When in doubt – use the wrong lens

Photographer Dave Black has been a huge inspiration to me from the moment that I met him. I was at a photo conference and had some time to kill and saw that this guy who works for Sports Illustrated and Newsweek was going to talk about freelancing. About 35 of us showed up to the hour long talk and in walks this tall thin dude who walks up the the podium and promptly does a hand stand. "Now that I have your attention – let's talk about photography!" That was my introduction to Dave. His energy is amazing and he has always pushed his artistic boundaries. He's visually fearless. I picked up a lot of things from him and one was "Don't assume that you have to photograph anything in a particular way. If you are used to using a 400mm lens to shoot baseball, try using an 85mm instead. You will be forced to find different images than the ones that you expect to see. It will be hard at first but they are there."

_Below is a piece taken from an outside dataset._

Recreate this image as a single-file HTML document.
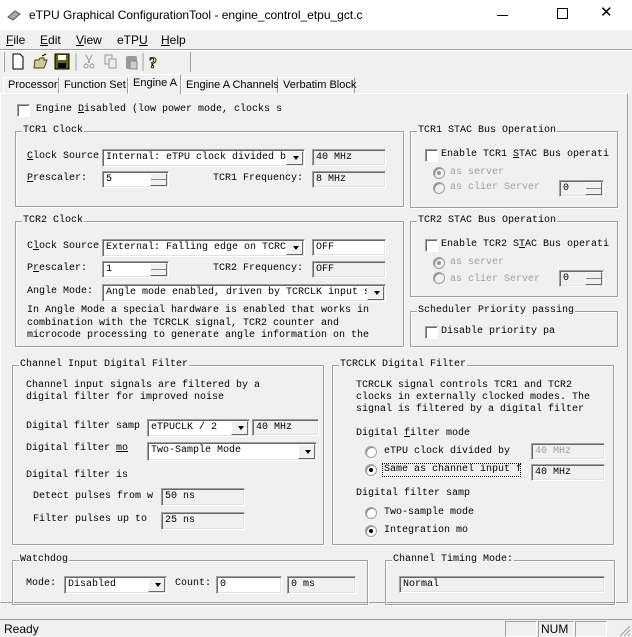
<!DOCTYPE html>
<html><head><meta charset="utf-8"><style>
*{box-sizing:border-box;margin:0;padding:0}
body{width:632px;height:637px;background:#f0f0f0;position:relative;overflow:hidden;font-family:"Liberation Mono","Noto Sans CJK SC",monospace;font-size:10px;color:#000}
.a{position:absolute;white-space:nowrap;line-height:12px}
.s{font-family:"Liberation Sans",sans-serif}
.g{position:absolute;border:1px solid #a0a0a0;box-shadow:inset 1px 1px 0 #fff,1px 1px 0 #fff}
.gl{position:absolute;top:-7px;left:6px;background:#f0f0f0;padding:0 1px;line-height:12px;white-space:nowrap}
.e{position:absolute;border:1px solid;border-color:#a0a0a0 #fff #fff #a0a0a0;box-shadow:inset 1px 1px 0 #696969,inset -1px -1px 0 #e3e3e3;background:#f0f0f0;padding:2px 0 0 3px;line-height:12px;white-space:nowrap;overflow:hidden}
.w{background:#fff}
.cb{position:absolute;border:1px solid;border-color:#a0a0a0 #fff #fff #a0a0a0;box-shadow:inset 1px 1px 0 #696969,inset -1px -1px 0 #e3e3e3;background:#fff;padding:2px 0 0 3px;line-height:12px;white-space:nowrap;overflow:hidden}
.cb:after{content:"";position:absolute;right:1px;top:1px;bottom:1px;width:15px;background:#f0f0f0;border:1px solid;border-color:#fff #696969 #696969 #fff}
.cb i{position:absolute;right:5px;top:50%;margin-top:-2px;width:0;height:0;border:3px solid transparent;border-top:4px solid #000;border-bottom:0;z-index:2}
.sp:after{content:"";position:absolute;right:1px;top:1px;bottom:1px;width:15px;background:linear-gradient(#f0f0f0 45%,#888 45%,#888 55%,#f0f0f0 55%);border:1px solid;border-color:#fff #696969 #696969 #fff}
.ck{position:absolute;width:13px;height:13px;background:#fff;border:1px solid;border-color:#a0a0a0 #fff #fff #a0a0a0;box-shadow:inset 1px 1px 0 #696969}
.r{position:absolute;width:12px;height:12px;border-radius:50%;background:#fff;border:1px solid #a0a0a0;box-shadow:inset 1px 1px 0 #888}
.r.on:after{content:"";position:absolute;left:3px;top:3px;width:4px;height:4px;border-radius:50%;background:#000}
.r.dis{background:#f0f0f0}
.r.dis.on:after{background:#999}
.dis{color:#a0a0a0}
.u{text-decoration:underline}
</style></head><body>
<div style="position:absolute;left:0;top:0;width:632px;height:30px;background:#fff"></div>
<svg class="a" style="left:6px;top:8px" width="16" height="14"><path d="M2 9 L9 3 L14 6 L7 12 Z" fill="#aaa" stroke="#555"/></svg>
<div class="a s" style="left:29px;top:8px;font-size:12px;line-height:14px">eTPU Graphical ConfigurationTool - engine_control_etpu_gct.c</div>
<div class="a" style="left:497px;top:15px;width:11px;height:1px;background:#000"></div>
<div class="a" style="left:557px;top:8px;width:11px;height:11px;border:1px solid #000"></div>
<div class="a s" style="left:600px;top:5px;font-size:15px;line-height:16px">✕</div>
<div class="a s" style="top:33px;left:6px;font-size:12px;line-height:14px"><span class="u">F</span>ile</div>
<div class="a s" style="top:33px;left:40px;font-size:12px;line-height:14px"><span class="u">E</span>dit</div>
<div class="a s" style="top:33px;left:76px;font-size:12px;line-height:14px"><span class="u">V</span>iew</div>
<div class="a s" style="top:33px;left:117px;font-size:12px;line-height:14px">eTP<span class="u">U</span></div>
<div class="a s" style="top:33px;left:161px;font-size:12px;line-height:14px"><span class="u">H</span>elp</div>
<div class="a" style="left:0;top:49px;width:632px;height:1px;background:#a0a0a0"></div>
<div class="a" style="left:0;top:50px;width:632px;height:1px;background:#fff"></div>
<div class="a" style="left:3px;top:52px;width:2px;height:20px;border-left:1px solid #fff;border-right:1px solid #a0a0a0"></div>
<svg class="a" style="left:10px;top:53px" width="180" height="18">
<path d="M3 1h7l3 3v12H3z" fill="#fff" stroke="#000"/>
<path d="M25 7h4l1-2h4v2h3l-3 8H24z" fill="#cc9" stroke="#440"/><path d="M32 3l4-2" stroke="#000"/>
<rect x="45" y="1" width="14" height="15" fill="#660" stroke="#000"/><rect x="48" y="2" width="8" height="5" fill="#fff"/><rect x="48" y="10" width="8" height="5" fill="#000"/>
<line x1="66" y1="0" x2="66" y2="18" stroke="#a0a0a0"/>
<path d="M76 2l4 8M82 2l-4 8" stroke="#999"/><circle cx="76" cy="13" r="2" fill="none" stroke="#999"/><circle cx="82" cy="13" r="2" fill="none" stroke="#999"/>
<rect x="95" y="2" width="7" height="9" fill="#eee" stroke="#999"/><rect x="99" y="6" width="7" height="9" fill="#eee" stroke="#999"/>
<rect x="116" y="3" width="11" height="13" rx="2" fill="#999"/><rect x="120" y="8" width="7" height="8" fill="#ccc" stroke="#888"/>
<line x1="133" y1="0" x2="133" y2="18" stroke="#a0a0a0"/>
<text x="139" y="15" font-size="16" font-weight="bold" fill="#ee0" stroke="#000" stroke-width="0.8" font-family="Liberation Serif">?</text>
</svg>
<div class="a" style="left:190px;top:52px;width:1px;height:20px;background:#a0a0a0"></div>
<div class="a" style="left:0;top:93px;width:628px;height:510px;border:1px solid;border-color:#fff #a0a0a0 #a0a0a0 #fff"></div>
<div class="a s" style="left:3px;top:77px;width:56px;height:17px;border:1px solid;border-color:#fff #a0a0a0 transparent #fff;font-size:11px;padding:1px 0 0 4px;line-height:13px">Processor</div>
<div class="a s" style="left:59px;top:77px;width:69px;height:17px;border:1px solid;border-color:#fff #a0a0a0 transparent #fff;font-size:11px;padding:1px 0 0 4px;line-height:13px">Function Set</div>
<div class="a s" style="left:128px;top:74px;width:53px;height:21px;border:1px solid;border-color:#fff #a0a0a0 transparent #fff;background:#f0f0f0;font-size:11px;padding:2px 0 0 4px;line-height:13px">Engine A</div>
<div class="a s" style="left:181px;top:77px;width:97px;height:17px;border:1px solid;border-color:#fff #a0a0a0 transparent #fff;font-size:11px;padding:1px 0 0 4px;line-height:13px">Engine A Channels</div>
<div class="a s" style="left:278px;top:77px;width:77px;height:17px;border:1px solid;border-color:#fff #a0a0a0 transparent #fff;font-size:11px;padding:1px 0 0 4px;line-height:13px">Verbatim Block</div>

<div class="ck" style="left:17px;top:104px"></div>
<div class="a" style="left:36px;top:104px">Engine <span class="u">D</span>isabled (low power mode, clocks s</div>

<div class="g" style="left:15px;top:131px;width:389px;height:76px"><div class="gl">TCR1 Clock</div></div>
<div class="a" style="left:27px;top:151px"><span class="u">C</span>lock Source</div>
<div class="cb" style="left:102px;top:149px;width:203px;height:18px">Internal: eTPU clock divided b<i></i></div>
<div class="e" style="left:312px;top:149px;width:74px;height:17px">40 MHz</div>
<div class="a" style="left:27px;top:173px"><span class="u">P</span>rescaler:</div>
<div class="cb sp" style="left:102px;top:171px;width:67px;height:17px">5</div>
<div class="a" style="left:213px;top:173px">TCR1 Frequency:</div>
<div class="e" style="left:312px;top:171px;width:74px;height:17px">8 MHz</div>

<div class="g" style="left:15px;top:221px;width:389px;height:126px"><div class="gl">TCR2 Clock</div></div>
<div class="a" style="left:27px;top:241px">C<span class="u">l</span>ock Source</div>
<div class="cb" style="left:102px;top:239px;width:203px;height:18px">External: Falling edge on TCRC<i></i></div>
<div class="e w" style="left:312px;top:239px;width:74px;height:17px">OFF</div>
<div class="a" style="left:27px;top:263px">P<span class="u">r</span>escaler:</div>
<div class="cb sp" style="left:102px;top:261px;width:67px;height:17px">1</div>
<div class="a" style="left:213px;top:263px">TCR2 Frequency:</div>
<div class="e" style="left:312px;top:261px;width:74px;height:17px">OFF</div>
<div class="a" style="left:27px;top:286px">Angle Mode:</div>
<div class="cb" style="left:102px;top:284px;width:284px;height:18px">Angle mode enabled, driven by TCRCLK input s<i></i></div>
<div class="a" style="left:27px;top:305px;line-height:12.5px">In Angle Mode a special hardware is enabled that works in<br>combination with the TCRCLK signal, TCR2 counter and<br>microcode processing to generate angle information on the</div>

<div class="g" style="left:410px;top:131px;width:208px;height:77px"><div class="gl">TCR1 STAC Bus Operation</div></div>
<div class="ck" style="left:425px;top:149px"></div>
<div class="a" style="left:441px;top:149px">Enable TCR1 <span class="u">S</span>TAC Bus operati</div>
<div class="r dis on" style="left:433px;top:167px"></div>
<div class="a dis" style="left:450px;top:167px">as server</div>
<div class="r dis" style="left:433px;top:182px"></div>
<div class="a dis" style="left:450px;top:182px">as clier Server</div>
<div class="e sp" style="left:559px;top:180px;width:45px;height:17px">0</div>

<div class="g" style="left:410px;top:221px;width:208px;height:76px"><div class="gl">TCR2 STAC Bus Operation</div></div>
<div class="ck" style="left:425px;top:239px"></div>
<div class="a" style="left:441px;top:239px">Enable TCR2 S<span class="u">T</span>AC Bus operati</div>
<div class="r dis on" style="left:433px;top:257px"></div>
<div class="a dis" style="left:450px;top:257px">as server</div>
<div class="r dis" style="left:433px;top:272px"></div>
<div class="a dis" style="left:450px;top:274px">as clier Server</div>
<div class="e sp" style="left:559px;top:270px;width:45px;height:17px">0</div>

<div class="g" style="left:410px;top:311px;width:208px;height:36px"><div class="gl">Scheduler Priority passing</div></div>
<div class="ck" style="left:425px;top:326px"></div>
<div class="a" style="left:441px;top:326px">Disable priority pa</div>

<div class="g" style="left:12px;top:365px;width:312px;height:180px"><div class="gl">Channel Input Digital Filter</div></div>
<div class="a" style="left:26px;top:380px;line-height:12px">Channel input signals are filtered by a<br>digital filter for improved noise</div>
<div class="a" style="left:26px;top:421px">Di<span class="u">g</span>ital filter samp</div>
<div class="cb" style="left:147px;top:419px;width:103px;height:18px">eTPUCLK / 2<i></i></div>
<div class="e" style="left:252px;top:419px;width:67px;height:17px">40 MHz</div>
<div class="a" style="left:26px;top:443px">Digital filter <span class="u">mo</span></div>
<div class="cb" style="left:147px;top:442px;width:170px;height:19px">Two-Sample Mode<i></i></div>
<div class="a" style="left:26px;top:470px">Digital filter is</div>
<div class="a" style="left:33px;top:491px">Detect pulses from w</div>
<div class="e" style="left:161px;top:488px;width:84px;height:18px">50 ns</div>
<div class="a" style="left:33px;top:514px">Filter pulses up to</div>
<div class="e" style="left:161px;top:512px;width:84px;height:18px">25 ns</div>

<div class="g" style="left:332px;top:365px;width:282px;height:180px"><div class="gl">TCRCLK Digital Filter</div></div>
<div class="a" style="left:356px;top:380px">TCRCLK signal controls TCR1 and TCR2<br>clocks in externally clocked modes. The<br>signal is filtered by a digital filter</div>
<div class="a" style="left:356px;top:428px">Digital <span class="u">f</span>ilter mode</div>
<div class="r" style="left:365px;top:446px"></div>
<div class="a" style="left:384px;top:446px">eTPU clock divided by</div>
<div class="e dis" style="left:531px;top:443px;width:74px;height:17px">40 MHz</div>
<div class="r on" style="left:365px;top:464px"></div>
<div class="a" style="left:382px;top:463px;border:1px dotted #000;padding:0 1px;width:139px;overflow:hidden">Same as channel input f</div>
<div class="e" style="left:531px;top:464px;width:74px;height:17px">40 MHz</div>
<div class="a" style="left:356px;top:488px">Digital filter samp</div>
<div class="r" style="left:365px;top:507px"></div>
<div class="a" style="left:384px;top:507px">Two-sample mode</div>
<div class="r on" style="left:365px;top:525px"></div>
<div class="a" style="left:384px;top:525px">Integration mo</div>

<div class="g" style="left:12px;top:560px;width:356px;height:45px"><div class="gl">Watchdog</div></div>
<div class="a" style="left:26px;top:578px">Mode:</div>
<div class="cb" style="left:64px;top:576px;width:103px;height:18px">Disabled<i></i></div>
<div class="a" style="left:175px;top:578px">Count:</div>
<div class="e w" style="left:216px;top:576px;width:66px;height:18px">0</div>
<div class="e" style="left:287px;top:576px;width:69px;height:18px">0 ms</div>

<div class="g" style="left:385px;top:560px;width:230px;height:45px"><div class="gl">Channel Timing Mode:</div></div>
<div class="e" style="left:399px;top:576px;width:206px;height:17px">Normal</div>

<div class="a" style="left:0;top:619px;width:632px;height:1px;background:#a0a0a0"></div>
<div class="a s" style="left:4px;top:622px;font-size:12px;line-height:14px">Ready</div>
<div class="a" style="left:505px;top:621px;width:32px;height:16px;border:1px solid;border-color:#a0a0a0 #fff #fff #a0a0a0"></div>
<div class="a s" style="left:538px;top:621px;width:36px;height:16px;border:1px solid;border-color:#a0a0a0 #fff #fff #a0a0a0;font-size:12px;line-height:14px;padding-left:2px">NUM</div>
<div class="a" style="left:575px;top:621px;width:32px;height:16px;border:1px solid;border-color:#a0a0a0 #fff #fff #a0a0a0"></div>
<svg class="a" style="left:617px;top:623px" width="14" height="14"><path d="M13 3L3 13M13 7L7 13M13 11L11 13" stroke="#a0a0a0"/></svg>
</body></html>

So even though we all have a comfortable zone of approaching subject visually sometimes it's good to force yourself into something that is going to throw a variable into the mix. If you tend to use your 70-200 lens most of the time, shoot some with a fixed 35mm. If you typically bring out 4 lights to do a portrait, do some with just ambient and a reflector. Sometimes the "wrong" tool for the job is better.

For my news/documentary work I tend to stay in the 28-85mm range for a number of reasons. Mostly because it allows me to be physically close to my subjects and show an intimacy both personally and visually. Also at the 3-5 foot "conversation" range any lens longer than an 85 is very tight and won't focus close enough. Anything wider than a 24mm gets quite distorted when hands or feet get so close to the lens. So for those kind of shoots I tend to either have two bodies (one with a 24/28mm fixed and another body with my 85mm f/1.4) or one body with my 28-70mm f/2.8.

I was assigned to make images for a story about an aerial dance studio and decided to bring with me the wrong lens for the job: my 14mm. I initially got that lens when I was shooting my Nikon D200's with their 1.5x crop so that I would have a very wide 21mm equivalent for things like architectural shots. Since I've been using the full frame D700's though the 14mm has become the "insanely wide lens" that hasn't really been used because it's soooo wide. But I thought "What the heck!"

After getting what I knew would satisfy the client I put on the 14mm and started doing what you are not supposed to do: stick it very close to people. Why? The foreshortening becomes extreme and very distorted/odd looking. So what?! It could be cool. Also rather than framing things through the viewfinder I blind shot nearly everything.  I did use Live View for some initial rough lining up of shots but since they were moving about I couldn't really "compose" in a normal sense. End result? I loved the 14mm shots more than the other ones done with less lens induced weirdness.

Trap 1

Trap 2

Now this approach doesn't work very often, or it becomes boring, but here it was a load of fun. Sometimes talking the wrong approach is just the thing to do.